Preserving the Legacy: Museums, Research and Education
The Fw 190 remains a teaching tool. Airworthy restorations and museum exhibits—such as the well‑preserved Fw 190 A‑8 at the Flugwerft Schleissheim and various examples restored by the Luftfahrtmuseum Laatzen‑Hannover—allow students and engineers to study its structure first‑hand. Technical universities use original blueprints and recovered components to teach airframe stress analysis, metal‑forming techniques and the evolution of control‑surface design. The Fw 190’s hydraulic aileron actuation and its innovative electrically driven landing‑gear retraction system are classic case studies in German engineering textbooks.
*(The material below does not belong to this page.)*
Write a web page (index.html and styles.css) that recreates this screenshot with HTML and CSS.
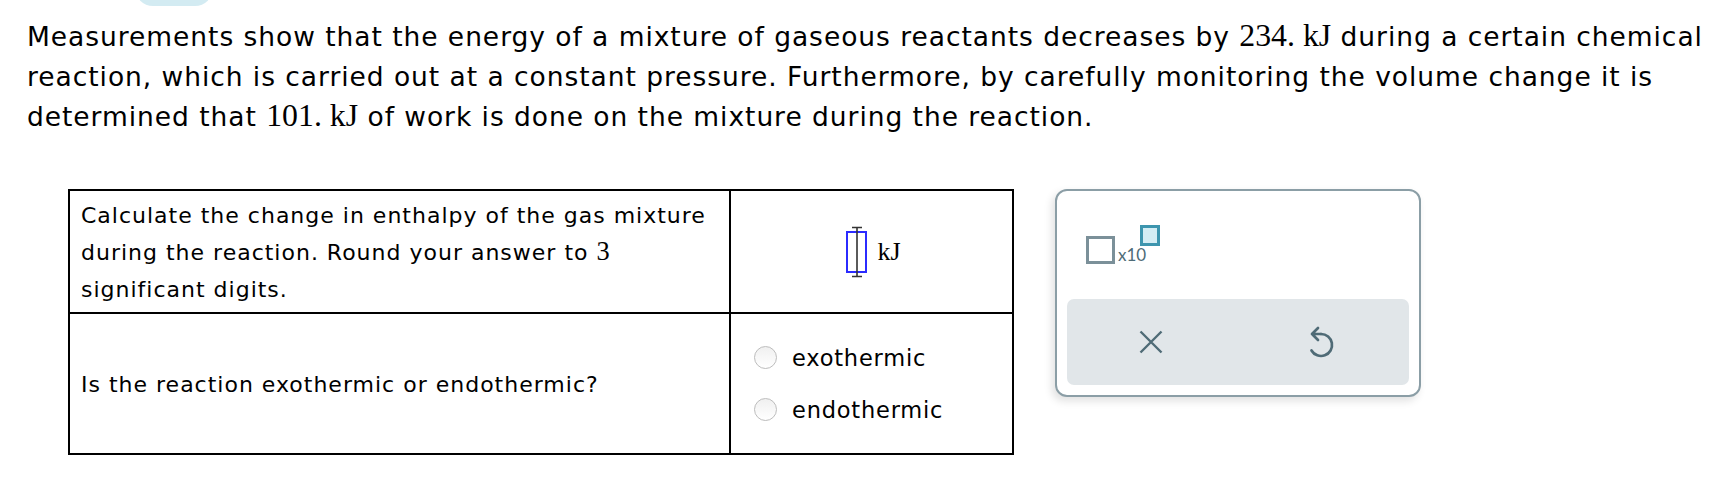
FILE: index.html
```html
<!DOCTYPE html>
<html>
<head>
<meta charset="utf-8">
<link rel="stylesheet" href="styles.css">
</head>
<body>
<div class="tab-bump"></div>
<p class="prompt">Measurements show that the energy of a mixture of gaseous reactants decreases by <span class="math">234.&nbsp;kJ</span> during a certain chemical reaction, which is carried out at a constant pressure. Furthermore, by carefully monitoring the volume change it is determined that <span class="math">101.&nbsp;kJ</span> of work is done on the mixture during the reaction.</p>
<div class="work">
  <table class="qtable">
    <colgroup><col class="col-q"><col class="col-a"></colgroup>
    <tr class="row1">
      <td class="qcell">Calculate the change in enthalpy of the gas mixture during the reaction. Round your answer to <span class="math">3</span> significant digits.</td>
      <td class="acell">
        <div class="answer">
          <span class="input-box">
            <svg class="ibeam" width="14" height="52" viewBox="0 0 14 52"><path d="M2 1.5 H12 M7 1.5 V50.5 M2 50.5 H12" stroke="#333" stroke-width="1.6" fill="none"/></svg>
          </span>
          <span class="unit">kJ</span>
        </div>
      </td>
    </tr>
    <tr class="row2">
      <td class="qcell">Is the reaction exothermic or endothermic?</td>
      <td class="acell radios">
        <label class="radio"><span class="dot"></span>exothermic</label>
        <label class="radio"><span class="dot"></span>endothermic</label>
      </td>
    </tr>
  </table>
  <div class="panel">
    <div class="sci">
      <span class="sci-box"></span><span class="sci-x">x10</span><span class="sci-sup"></span>
    </div>
    <div class="actions">
      <svg class="icon" width="24" height="24" viewBox="0 0 24 24"><path d="M1.5 1.5 L22.5 22.5 M22.5 1.5 L1.5 22.5" stroke="#4f6b76" stroke-width="2.4" fill="none"/></svg>
      <svg class="icon" width="30" height="36" viewBox="0 0 30 36"><path d="M14 10 A11 11 0 1 1 4.5 26.5" stroke="#4f6b76" stroke-width="2.7" fill="none" stroke-linecap="round"/><path d="M11 4 L5 10 L11 16 M5 10 H14" stroke="#4f6b76" stroke-width="2.7" fill="none" stroke-linecap="round" stroke-linejoin="round"/></svg>
    </div>
  </div>
</div>
</body>
</html>
```

FILE: styles.css
```css
html, body {
  margin: 0;
  padding: 0;
  background: #fff;
}
body {
  font-family: "DejaVu Sans", Verdana, sans-serif;
  color: #000;
  width: 1724px;
  height: 496px;
  overflow: hidden;
}
.tab-bump {
  width: 78px;
  height: 30px;
  margin: -24px 0 0 135px;
  background: #d3ebf2;
  border-radius: 0 0 18px 18px;
}
.prompt {
  margin: 11px 0 0 27px;
  width: 1692px;
  font-size: 26.5px;
  letter-spacing: 0.95px;
  line-height: 40px;
}
.math {
  font-family: "Liberation Serif", "Times New Roman", serif;
  font-size: 1.2em;
  letter-spacing: 0;
  line-height: 1;
}
.work {
  display: flex;
  align-items: flex-start;
  margin: 52px 0 0 68px;
}
.qtable {
  border-collapse: collapse;
  border: 2px solid #000;
  table-layout: fixed;
  width: 944px;
}
.col-q { width: 661px; }
.col-a { width: 283px; }
.qtable td {
  border: 2px solid #000;
  padding: 0;
}
.qcell {
  padding: 3px 10px 2px 11px !important;
  font-size: 22px;
  letter-spacing: 1px;
  line-height: 37px;
  vertical-align: middle;
}
.row1 { height: 123px; }
.row2 { height: 141px; }
.acell {
  vertical-align: middle;
}
.answer {
  display: flex;
  align-items: center;
  justify-content: center;
  gap: 10px;
  padding-left: 4px;
}
.input-box {
  position: relative;
  display: block;
  width: 17px;
  height: 38px;
  border: 2px solid #2b2bff;
}
.ibeam {
  position: absolute;
  left: 1.5px;
  top: -7px;
}
.unit {
  font-family: "Liberation Serif", "Times New Roman", serif;
  font-size: 26px;
}
.radios {
  padding: 12px 0 12px 23px !important;
}
.radio {
  display: flex;
  align-items: center;
  gap: 15px;
  font-size: 22.5px;
  letter-spacing: 0.8px;
  height: 52px;
}
.dot {
  width: 23px;
  height: 23px;
  flex: none;
  border-radius: 50%;
  border: 1px solid #bdbdbd;
  background: linear-gradient(#f0f0f0, #fff);
  box-sizing: border-box;
}
.panel {
  margin-left: 41px;
  width: 366px;
  height: 208px;
  box-sizing: border-box;
  border: 2px solid #8b9ea6;
  border-radius: 12px;
  background: #fff;
  box-shadow: -3px 4px 8px rgba(0, 0, 0, 0.12);
  padding: 0 10px 10px 10px;
  display: flex;
  flex-direction: column;
}
.sci {
  display: flex;
  align-items: flex-end;
  height: 73px;
  padding-left: 19px;
  margin-bottom: 35px;
}
.sci-box {
  width: 29px;
  height: 28px;
  box-sizing: border-box;
  border: 3px solid #7b9099;
}
.sci-x {
  font-family: "Lato", "Noto Sans", sans-serif;
  font-size: 17px;
  color: #4e6b77;
  line-height: 1;
  margin: 0 0 1px 3px;
}
.sci-sup {
  align-self: flex-start;
  margin-top: 34px;
  margin-left: -6px;
  width: 20px;
  height: 21px;
  box-sizing: border-box;
  border: 3px solid #3d95ae;
  background: #d4edf4;
}
.actions {
  height: 87px;
  background: #e1e6e9;
  border-radius: 7px;
  display: flex;
  align-items: center;
  justify-content: space-around;
}
```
This educational role ensures that the 190 continues to influence the thinking of young aerospace professionals. They may work on future projects like the Future Combat Air System (FCAS), but they learn the fundamentals of modular assembly, damage tolerance and pilot‑vehicle interface from a design that first flew over eighty years ago.
Conclusion
The Focke‑Wulf Fw 190’s impact on post‑war German aircraft development is both direct and subliminal. It supplied the engineering culture and practical know‑how that helped relaunch a banned industry through trainer production, seeded modular‑design principles that culminated in the Tornado, and contributed to the international pool of swept‑wing and survivability knowledge that defined early jet fighters. More than any single component transfer, it was the philosophy of building robust, adaptable aircraft designed for the realities of the field that endured. As Germany continues to co‑develop next‑generation combat systems, the shadow of that radial‑engined warrior still touches the drawing board.